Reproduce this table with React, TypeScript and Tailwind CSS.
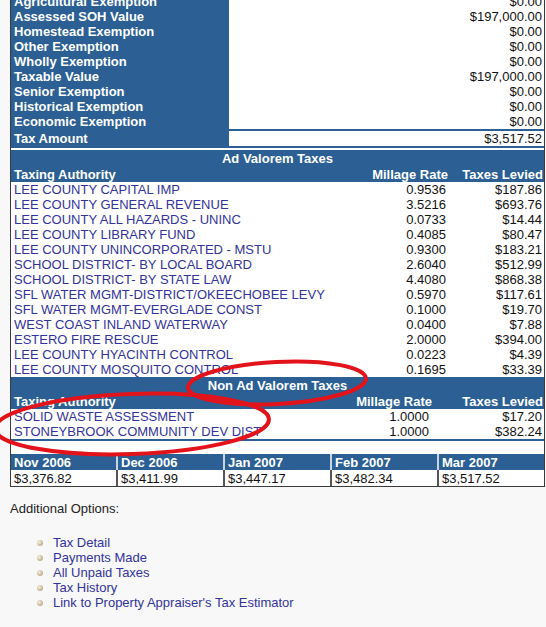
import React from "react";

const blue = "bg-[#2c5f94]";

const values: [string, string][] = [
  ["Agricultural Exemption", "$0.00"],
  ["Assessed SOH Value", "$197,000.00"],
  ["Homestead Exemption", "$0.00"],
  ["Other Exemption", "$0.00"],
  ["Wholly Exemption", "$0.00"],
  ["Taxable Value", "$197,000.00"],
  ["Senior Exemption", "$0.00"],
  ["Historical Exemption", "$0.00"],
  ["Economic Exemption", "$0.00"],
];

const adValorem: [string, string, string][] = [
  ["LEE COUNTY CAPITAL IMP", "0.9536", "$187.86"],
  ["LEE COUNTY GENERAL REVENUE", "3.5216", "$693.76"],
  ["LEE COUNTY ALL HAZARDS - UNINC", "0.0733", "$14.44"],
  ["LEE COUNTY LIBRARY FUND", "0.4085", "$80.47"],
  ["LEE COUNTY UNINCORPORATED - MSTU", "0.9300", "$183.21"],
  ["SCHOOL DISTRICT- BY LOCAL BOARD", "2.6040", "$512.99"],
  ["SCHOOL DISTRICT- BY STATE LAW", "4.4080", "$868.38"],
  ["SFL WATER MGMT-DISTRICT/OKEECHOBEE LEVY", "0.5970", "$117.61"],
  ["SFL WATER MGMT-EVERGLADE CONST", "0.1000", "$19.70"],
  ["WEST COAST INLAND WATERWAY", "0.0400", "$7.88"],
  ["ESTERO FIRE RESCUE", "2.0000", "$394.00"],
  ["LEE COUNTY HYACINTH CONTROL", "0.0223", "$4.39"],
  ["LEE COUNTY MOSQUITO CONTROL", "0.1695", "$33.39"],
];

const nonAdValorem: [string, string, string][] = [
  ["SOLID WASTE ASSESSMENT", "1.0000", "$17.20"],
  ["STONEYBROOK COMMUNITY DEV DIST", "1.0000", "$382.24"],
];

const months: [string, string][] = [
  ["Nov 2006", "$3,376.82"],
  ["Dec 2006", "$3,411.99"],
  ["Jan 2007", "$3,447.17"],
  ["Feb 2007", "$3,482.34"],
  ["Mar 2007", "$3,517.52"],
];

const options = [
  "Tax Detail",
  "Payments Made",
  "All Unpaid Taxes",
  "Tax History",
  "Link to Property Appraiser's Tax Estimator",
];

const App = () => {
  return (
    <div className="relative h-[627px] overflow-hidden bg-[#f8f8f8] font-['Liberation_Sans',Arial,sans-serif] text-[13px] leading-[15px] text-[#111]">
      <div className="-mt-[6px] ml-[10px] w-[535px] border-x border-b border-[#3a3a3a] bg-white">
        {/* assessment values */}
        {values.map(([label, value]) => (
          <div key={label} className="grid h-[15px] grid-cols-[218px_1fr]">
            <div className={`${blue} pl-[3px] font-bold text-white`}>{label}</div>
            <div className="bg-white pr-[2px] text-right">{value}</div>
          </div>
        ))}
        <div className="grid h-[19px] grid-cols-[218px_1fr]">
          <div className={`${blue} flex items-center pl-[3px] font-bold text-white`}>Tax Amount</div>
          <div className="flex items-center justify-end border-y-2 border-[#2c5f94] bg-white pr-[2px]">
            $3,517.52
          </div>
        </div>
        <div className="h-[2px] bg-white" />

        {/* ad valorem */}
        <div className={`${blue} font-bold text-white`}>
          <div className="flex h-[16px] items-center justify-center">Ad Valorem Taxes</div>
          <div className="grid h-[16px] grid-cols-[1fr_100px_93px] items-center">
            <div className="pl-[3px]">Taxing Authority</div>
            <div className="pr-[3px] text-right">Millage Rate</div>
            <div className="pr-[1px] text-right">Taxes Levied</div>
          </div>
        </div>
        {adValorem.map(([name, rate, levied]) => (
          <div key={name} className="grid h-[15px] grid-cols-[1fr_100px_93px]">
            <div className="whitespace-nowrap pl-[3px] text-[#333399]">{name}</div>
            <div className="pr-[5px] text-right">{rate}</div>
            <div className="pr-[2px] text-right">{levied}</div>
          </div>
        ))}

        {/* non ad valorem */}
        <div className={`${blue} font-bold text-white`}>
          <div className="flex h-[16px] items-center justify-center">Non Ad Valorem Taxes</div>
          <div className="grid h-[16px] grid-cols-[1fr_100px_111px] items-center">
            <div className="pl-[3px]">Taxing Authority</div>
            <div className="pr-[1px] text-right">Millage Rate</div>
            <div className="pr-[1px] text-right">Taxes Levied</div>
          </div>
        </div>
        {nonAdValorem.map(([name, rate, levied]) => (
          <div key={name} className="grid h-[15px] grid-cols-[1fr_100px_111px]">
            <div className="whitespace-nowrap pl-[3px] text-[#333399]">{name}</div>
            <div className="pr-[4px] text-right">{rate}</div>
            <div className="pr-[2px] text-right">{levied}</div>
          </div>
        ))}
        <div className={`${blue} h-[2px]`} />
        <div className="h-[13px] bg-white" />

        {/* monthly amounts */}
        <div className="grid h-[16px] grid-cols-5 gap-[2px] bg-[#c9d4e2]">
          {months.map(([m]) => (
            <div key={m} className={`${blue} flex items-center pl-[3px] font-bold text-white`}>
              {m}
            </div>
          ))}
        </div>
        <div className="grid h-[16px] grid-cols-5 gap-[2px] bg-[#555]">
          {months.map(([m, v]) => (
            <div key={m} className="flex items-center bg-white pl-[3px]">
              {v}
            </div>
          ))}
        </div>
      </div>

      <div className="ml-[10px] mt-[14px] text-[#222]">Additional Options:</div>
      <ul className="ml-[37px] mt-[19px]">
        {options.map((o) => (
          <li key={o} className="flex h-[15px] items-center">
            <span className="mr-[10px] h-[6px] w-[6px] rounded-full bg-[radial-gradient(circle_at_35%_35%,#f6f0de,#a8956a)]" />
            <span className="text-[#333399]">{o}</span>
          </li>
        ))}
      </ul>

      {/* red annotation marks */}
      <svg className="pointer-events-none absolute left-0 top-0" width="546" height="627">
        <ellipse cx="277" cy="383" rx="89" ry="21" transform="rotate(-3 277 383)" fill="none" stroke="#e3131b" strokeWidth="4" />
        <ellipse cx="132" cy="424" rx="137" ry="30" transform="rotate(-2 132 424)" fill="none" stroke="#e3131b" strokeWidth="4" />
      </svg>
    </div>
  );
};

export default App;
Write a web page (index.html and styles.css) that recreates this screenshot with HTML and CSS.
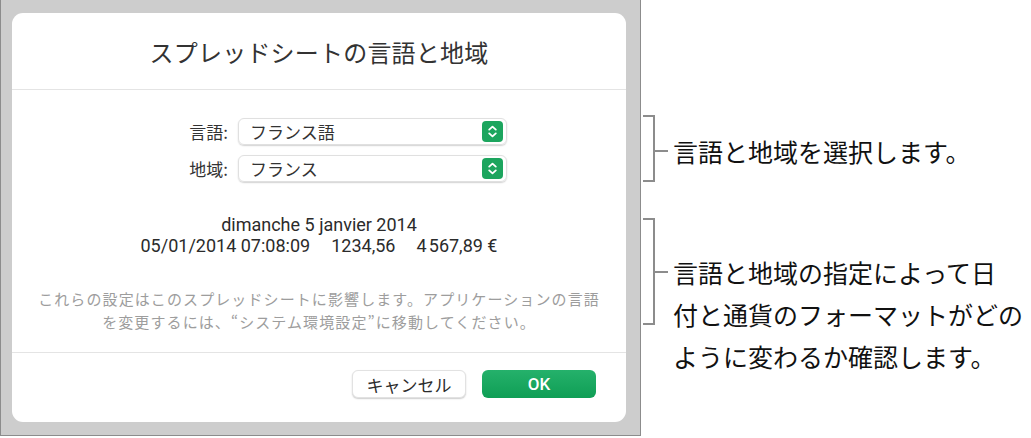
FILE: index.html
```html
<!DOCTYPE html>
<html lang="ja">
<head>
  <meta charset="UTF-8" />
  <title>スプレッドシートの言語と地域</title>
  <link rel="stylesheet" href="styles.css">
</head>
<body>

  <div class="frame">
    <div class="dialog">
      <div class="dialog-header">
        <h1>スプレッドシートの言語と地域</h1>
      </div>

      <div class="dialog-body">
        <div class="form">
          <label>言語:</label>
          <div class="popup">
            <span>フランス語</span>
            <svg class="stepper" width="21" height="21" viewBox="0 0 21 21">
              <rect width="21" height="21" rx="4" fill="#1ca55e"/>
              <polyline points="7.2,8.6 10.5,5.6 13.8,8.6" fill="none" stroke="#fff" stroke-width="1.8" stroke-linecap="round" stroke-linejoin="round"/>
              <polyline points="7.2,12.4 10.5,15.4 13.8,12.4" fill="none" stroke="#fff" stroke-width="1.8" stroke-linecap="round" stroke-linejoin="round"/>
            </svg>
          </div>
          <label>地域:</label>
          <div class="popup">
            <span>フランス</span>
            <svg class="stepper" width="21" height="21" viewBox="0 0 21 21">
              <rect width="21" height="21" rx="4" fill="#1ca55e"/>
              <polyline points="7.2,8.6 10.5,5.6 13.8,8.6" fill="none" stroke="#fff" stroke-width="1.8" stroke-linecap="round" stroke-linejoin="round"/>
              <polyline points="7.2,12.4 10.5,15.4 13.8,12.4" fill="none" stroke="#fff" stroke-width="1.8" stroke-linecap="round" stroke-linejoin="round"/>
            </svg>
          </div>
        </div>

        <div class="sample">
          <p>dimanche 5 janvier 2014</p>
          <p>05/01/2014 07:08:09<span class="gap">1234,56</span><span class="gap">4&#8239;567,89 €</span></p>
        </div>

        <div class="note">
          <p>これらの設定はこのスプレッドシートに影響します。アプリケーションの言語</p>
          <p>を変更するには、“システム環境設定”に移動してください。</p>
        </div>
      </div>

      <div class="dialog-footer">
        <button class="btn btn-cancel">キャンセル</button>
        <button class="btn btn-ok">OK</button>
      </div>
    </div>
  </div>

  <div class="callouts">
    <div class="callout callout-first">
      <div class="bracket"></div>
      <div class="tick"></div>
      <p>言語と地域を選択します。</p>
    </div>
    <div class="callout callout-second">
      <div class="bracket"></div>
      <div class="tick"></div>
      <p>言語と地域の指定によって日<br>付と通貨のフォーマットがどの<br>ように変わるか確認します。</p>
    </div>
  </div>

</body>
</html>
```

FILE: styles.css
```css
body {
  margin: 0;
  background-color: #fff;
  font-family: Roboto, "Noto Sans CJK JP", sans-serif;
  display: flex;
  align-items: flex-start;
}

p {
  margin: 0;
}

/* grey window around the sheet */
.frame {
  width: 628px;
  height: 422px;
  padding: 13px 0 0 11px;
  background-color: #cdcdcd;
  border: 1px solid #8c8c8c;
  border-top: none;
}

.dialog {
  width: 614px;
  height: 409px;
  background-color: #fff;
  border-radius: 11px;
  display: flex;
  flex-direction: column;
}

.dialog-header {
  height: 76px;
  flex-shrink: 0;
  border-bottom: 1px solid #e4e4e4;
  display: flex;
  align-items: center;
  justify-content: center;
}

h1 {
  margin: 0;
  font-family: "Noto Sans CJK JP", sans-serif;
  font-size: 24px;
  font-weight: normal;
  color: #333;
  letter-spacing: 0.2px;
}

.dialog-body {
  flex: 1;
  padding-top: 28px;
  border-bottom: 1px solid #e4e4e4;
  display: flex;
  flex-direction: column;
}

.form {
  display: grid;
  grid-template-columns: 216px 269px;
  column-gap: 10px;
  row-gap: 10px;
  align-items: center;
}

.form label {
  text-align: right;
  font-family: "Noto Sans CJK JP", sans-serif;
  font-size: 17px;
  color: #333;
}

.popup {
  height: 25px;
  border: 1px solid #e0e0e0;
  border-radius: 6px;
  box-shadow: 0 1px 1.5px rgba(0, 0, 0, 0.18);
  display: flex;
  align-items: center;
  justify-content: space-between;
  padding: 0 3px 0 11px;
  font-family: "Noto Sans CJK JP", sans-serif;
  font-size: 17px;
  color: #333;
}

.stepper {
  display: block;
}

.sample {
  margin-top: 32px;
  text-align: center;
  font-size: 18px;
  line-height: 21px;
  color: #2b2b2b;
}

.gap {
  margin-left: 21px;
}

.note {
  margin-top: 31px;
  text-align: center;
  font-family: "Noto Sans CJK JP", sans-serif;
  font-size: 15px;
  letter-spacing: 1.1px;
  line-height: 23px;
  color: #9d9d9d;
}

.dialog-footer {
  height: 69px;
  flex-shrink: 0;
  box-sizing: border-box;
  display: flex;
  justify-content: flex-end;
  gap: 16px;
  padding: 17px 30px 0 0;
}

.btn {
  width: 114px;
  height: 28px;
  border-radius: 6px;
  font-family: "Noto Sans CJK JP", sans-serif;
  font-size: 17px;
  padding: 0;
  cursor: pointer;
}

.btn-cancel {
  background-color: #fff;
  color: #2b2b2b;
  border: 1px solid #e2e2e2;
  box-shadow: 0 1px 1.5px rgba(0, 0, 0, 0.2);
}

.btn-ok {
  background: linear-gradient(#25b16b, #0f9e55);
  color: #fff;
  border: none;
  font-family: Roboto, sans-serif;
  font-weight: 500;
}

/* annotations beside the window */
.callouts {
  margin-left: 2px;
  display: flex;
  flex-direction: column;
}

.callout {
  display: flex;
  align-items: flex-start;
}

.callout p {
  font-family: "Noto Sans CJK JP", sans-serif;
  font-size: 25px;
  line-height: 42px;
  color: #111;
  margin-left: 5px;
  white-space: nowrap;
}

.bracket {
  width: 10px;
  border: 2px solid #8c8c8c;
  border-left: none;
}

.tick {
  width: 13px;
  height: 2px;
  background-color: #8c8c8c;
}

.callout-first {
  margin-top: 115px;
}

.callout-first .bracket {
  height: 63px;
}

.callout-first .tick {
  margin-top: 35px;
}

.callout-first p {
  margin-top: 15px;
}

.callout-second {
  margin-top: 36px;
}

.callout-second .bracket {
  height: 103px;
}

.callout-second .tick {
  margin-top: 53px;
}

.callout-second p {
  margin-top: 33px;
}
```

Exercise requirements:
Select every line of the records holding the string "styles".

Completed exercise:
Write a web page (index.html and styles.css) that recreates this screenshot with HTML and CSS.
  <link rel="stylesheet" href="styles.css">
FILE: styles.css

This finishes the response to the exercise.